A dramatic increase in violence at last month’s Group of Eight (G8) summit in Genoa has raised the stakes for both sides in the battle over corporate globalization.
Reports emerging from Italy as protesters get out of jail or the hospital are truly horrifying. Police entered a school in which people were sleeping and brutally beat almost everyone. The British paper the Guardian says “bloodlust consumed some members of the police and paramilitary carabinieri.”
The police assault took place not in the camp of the infamous Black Bloc, but in a place where the peaceful demonstrators of the Genoa Social Forum were sleeping. No one resisted and yet they were brutally beaten. More than sixty people were taken to hospital in ambulances.
One police officer spoke to the media on conditions of anonymity. He asked his fellow officers to stop the brutality. They told him, “We don’t have to worry because we are covered.” He assumed this meant they were given freedom by higher ups to engage in maximum brutality.

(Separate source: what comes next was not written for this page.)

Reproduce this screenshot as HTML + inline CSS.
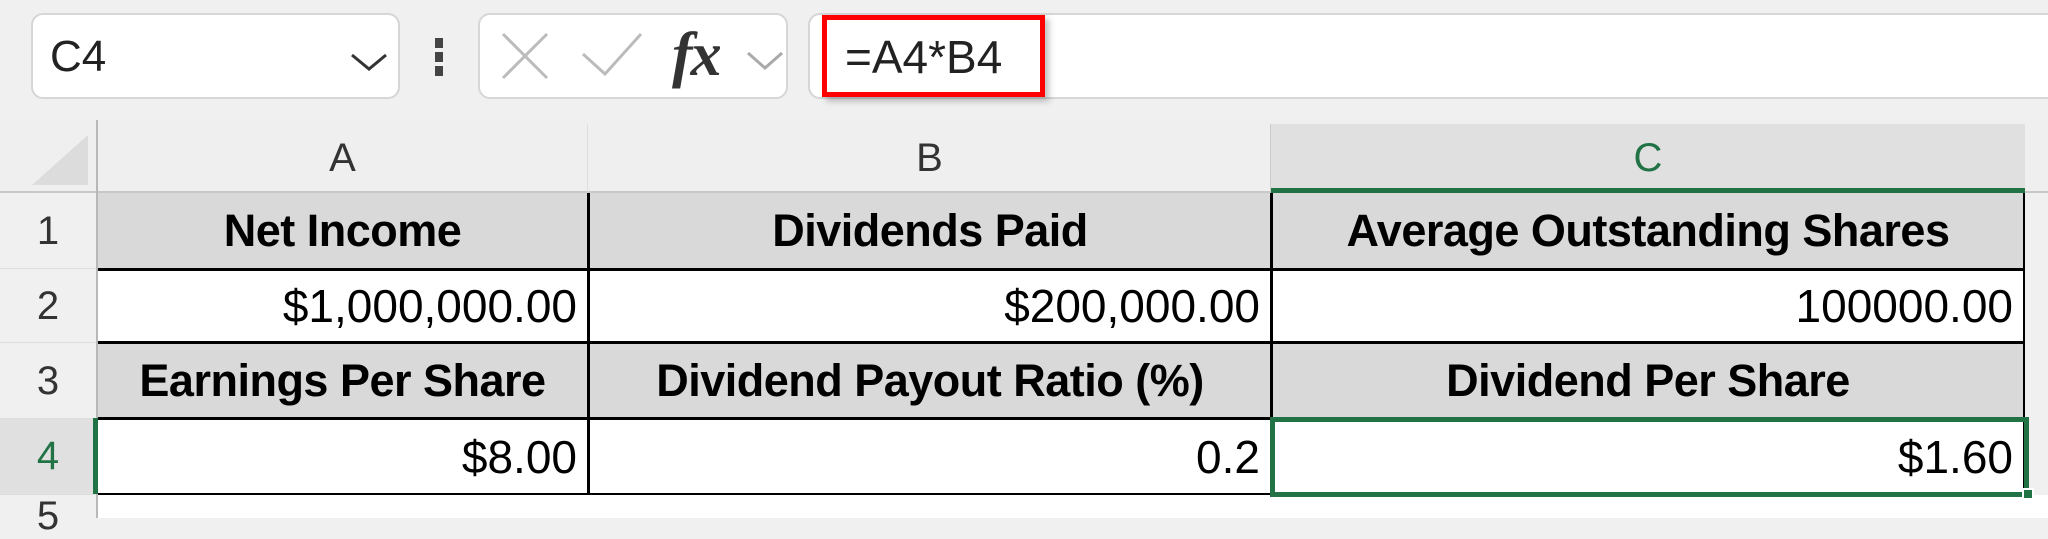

Francisco Martone, a Green party senator, told the BBC that fascists had infiltrated the police. This corresponds with reports from indymedia that people arrested were forced shout “Viva el Duce” to a picture of Mussolini (the Second World War Italian fascist dictator). It is perhaps not surprising since the coalition of Italian Prime Minister Silvio Berlusconi’s ruling coalition includes the formerly fascist National Alliance.Nevertheless, people in power, including our own Jean Chretien, focused their verbal attacks on the protesters. What about the threat of fascism? What about the threat of extreme right groups using the cover of the police to savage left-wing protesters? What about the danger that our own police forces see events in Italy as permission to up their level of brutality? This is a much greater danger to democracy than a couple of hundred hooded protesters with sticks and stones.
However, events in Italy also raise serious questions for the anti-globalization movement. Those identified as Black Bloc in Genoa played a much more destructive role than in previous demonstrations. They engaged in wanton property destruction, overturned cars and set them on fire, broke windows in residential areas and even at times attacked other demonstrators. In Quebec and Seattle, the Black Bloc restricted their attacks to symbols of corporate power or the police.
Discussions on the Internet and reports from observers suggest these were people dressed as the Black Bloc – some of them neo-nazis – who wreaked this havoc. Whether or not fascists infiltrated the Black Bloc in Genoa, the mysterious character of the group that always dresses in black with masks poses problems for the anti-globalization movement. Because of the general attitude of respect for “diversity of tactics” among anti-globalization activists, there is a reticence to criticize anyone’s tactics. If neo-nazis or other thugs dress as Black Bloc, how is anyone to know?
The spiraling violence at these demonstrations is perhaps inevitable. Any violence provides police with an excuse to use repression against everyone. More people start to fight back and then the violence escalates. A lot of people who went to Genoa or Quebec City as pacifists returned ready to fight back the next time.
The protests won’t be stopped because of increased police violence or by moving high-level meetings to obscure out-of-the-way places like Qatar or Kananaskis. After the police killing of young Carlo Giulana in Genoa, 300,000 people took the streets in the largest anti-globalization demonstration yet. Alberta activists have already sent out a call for an action at Kananaskis.
There is nowhere in the world that leaders can hide from the growing movement against corporate globalization. If they continue to demonize the protests rather than listening to their demands and proposals, violence will escalate as, increasingly, young people give up peaceful means for achieving their goals. This is a scenario that none of us can afford.
Jean Chrétien should rethink the location of the next G8 and instead invite a delegated group representing all wings of the anti-globalization movement to address the G8 leaders with their concerns in a public meeting. This would be real leadership, more like Nelson Mandela than Arnold Schwartzenegger.